To prevent data loss, RAM used for write caching is often backed by battery or capacitor to keep the data viable for some amount of time in hopes that when operations recover, that “data on the fly” can be safely written to its destination. Most RAM solutions are now backed with Flash to keep it valid indefinitely. SSDs used for write cache are typically mirrored to prevent data loss due to the failure of a single SSD. Cached writes, also called a write back cache , must be handled properly so that no data is lost during a fault and subsequent recovery. In most cases, an understanding of that process in advance and a set of procedures to deal with such a possibility make it quite safe to use.
What could be wrong with all of that? For many applications, almost nothing at all. That statement, though, was “for many applications”, not “for all applications”. Why? Because for some applications the difference between a cache hit and a cache miss is extremely significant. For a given solution, the latency (and resulting throughput) for a cache hit or a cache miss can be calculated, so that there is a deterministic answer for worst case performance in each situation.
It is much harder, though, to calculate that hit ratio. Ratios for synthetic benchmarks are barely relevant, if relevant at all. Benchmarks based on the actual application and similar data or a subset of the data are not very relevant either. The odds of finding data from a much smaller subset in cache are much better. The only way to really know, is to run the actual application in the actual environment with the actual data set. While that caveat is true for most benchmarks, it is not always very practical.
To complicate things even further, one cannot really expect those hit ratios to be static over time: data evolves; data usage patterns evolve; applications evolve; user requirements and user behavior evolve; even cache algorithms can evolve when updates are applied. Finally, since there are several levels of caching being used in many situations (disk, controller, subsystem, operating system), how close or how far is the cached data from the requester?
Even a known hit ratio for the real application with real data only yields a kind of statistical expectation of how many I/Os will yield a hit and be serviced in time, A, and how many will be a miss and be serviced in much longer time, B. It does not provide insight into the performance for any particular item of data. If data patterns leading up to a specific access are all known and the size of the cache is known and the cache algorithm is understood then a reasonable prediction could be made. The basis of communications theory is that there is no communication if the data was already known at the receiving end, and so, all of that information is probably not known, or at least, not easily analyzed, just before any particular random access.
The result is that caching results in nondeterministic behavior. True, cache miss behavior is probably deterministic. On a truly random access that was not predicted in any level of cache, we can calculate the worst-case behavior. Worst-case latency can be calculated, along with the resulting bandwidth. And typical latency may be estimated from an analysis of actual usage on actual systems. Calculation of the specific latency of a particular I/O access, in advance, is just not possible.
Caching is good, but as we saw, the only deterministic answer for any particular access is to assume as a worst case that the data is not being held in any cache.

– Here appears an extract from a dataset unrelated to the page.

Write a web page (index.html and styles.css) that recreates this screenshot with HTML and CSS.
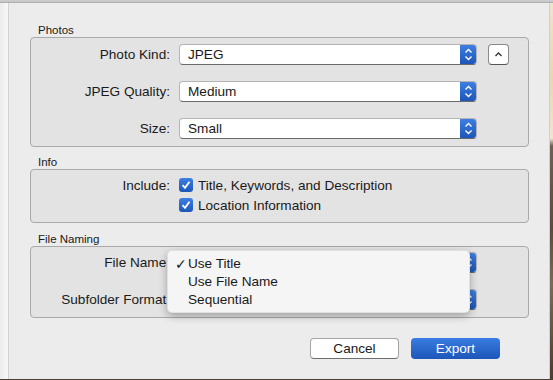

Some applications and some environments require a deterministic measurement. How does one improve the deterministic latency for storage I/O? Today, the answer is to use storage with arrays of enterprise-class NAND Flash SSDs for the primary storage. Sure there are lots of layers in between that may try to help by caching. Some will get it right and some will still make assumptions that worked much better for rotating mechanical disks, but in the end, the deterministic worst-case answer is now tens or hundreds of microseconds instead of milliseconds or tens of milliseconds.
By next year, NVMe SSD products based on 3D XPoint™ technology will probably be the answer. And that technology will improve year over year. So the answer is never final. The answer is just, what is the best we can do within our budget now?
A couple of more thoughts:
Some more about “read-ahead cache”.
Read-ahead caching is one technique to help cope with the enormous latencies of rotating magnetic media. The concept is, if the drive has already conpleted a seek to this cylinder, read the rest of the track while the heads are there because it is reasonable to guess that the data just after this request will be requested next, or soon anyway.
Read-ahead caching is something that often happens at several levels in the stack. That can cause a cascade of lower levels in the stack reading even farther ahead assuming that the request received did not already include any read-ahead.
In days gone by, disks were described by their geometry: heads x cylinders x sectors per track. And so, read-ahead, for a single physical disk, could be attempted reasonable. For more than a decade, that uniform geometry has not accurately described disks. Each platter has a number of zones as you move from the center f the platter to the outer edge, because there is more area in those outer zones and so, manufacturers put more sectors on outer tracks than they do on inner tracks. The only thing that can really be know, is the number of logical blocks and the assumption that a disk can move from one logical block to the next without inordinate seek overhead.
It is really worse than that though. Most enterprise systems do not directly access physical disks. Requests pass through RAID controllers or SAN infrastructure with RAID on the other end. All of that further obscures the understanding which an operating system or application might have of what requests cause seeks.
Related to this is the concept of “seek optimization” which is also known in some places as the elevator algorithm. File systems and block I/O systems will often re-order their requests to storage so as to minimize seeks. The thought is, if I am going to seek past location already-requested-location Y in my attempt to get data from location X, which was requested first, then stop at Y on the way by and reduce the average seek latency. Most elevator systems adopt a similar approach, re-ordering their stops at intervening floors, and not strictly honoring the order of calls.
Seek optimization can work well with a single disk. If RAID geometry is unknown to the system, then seek optimization is a relatively futile waste of time. Some file systems like XFS and EXT4 can be informed of RAID geometry at format time and this can help the file system arrange its meta-data, but it still does not help the block driver below that level access real data any better.
With all-SSD storage, which does not have any mechanical latency, the best approach is almost always to disable read-ahead cache and disable seek optimization. In other words, instruct the storage layers to skip all of that optimization they have developed through the decades to make rotating magnetic media not so horrible.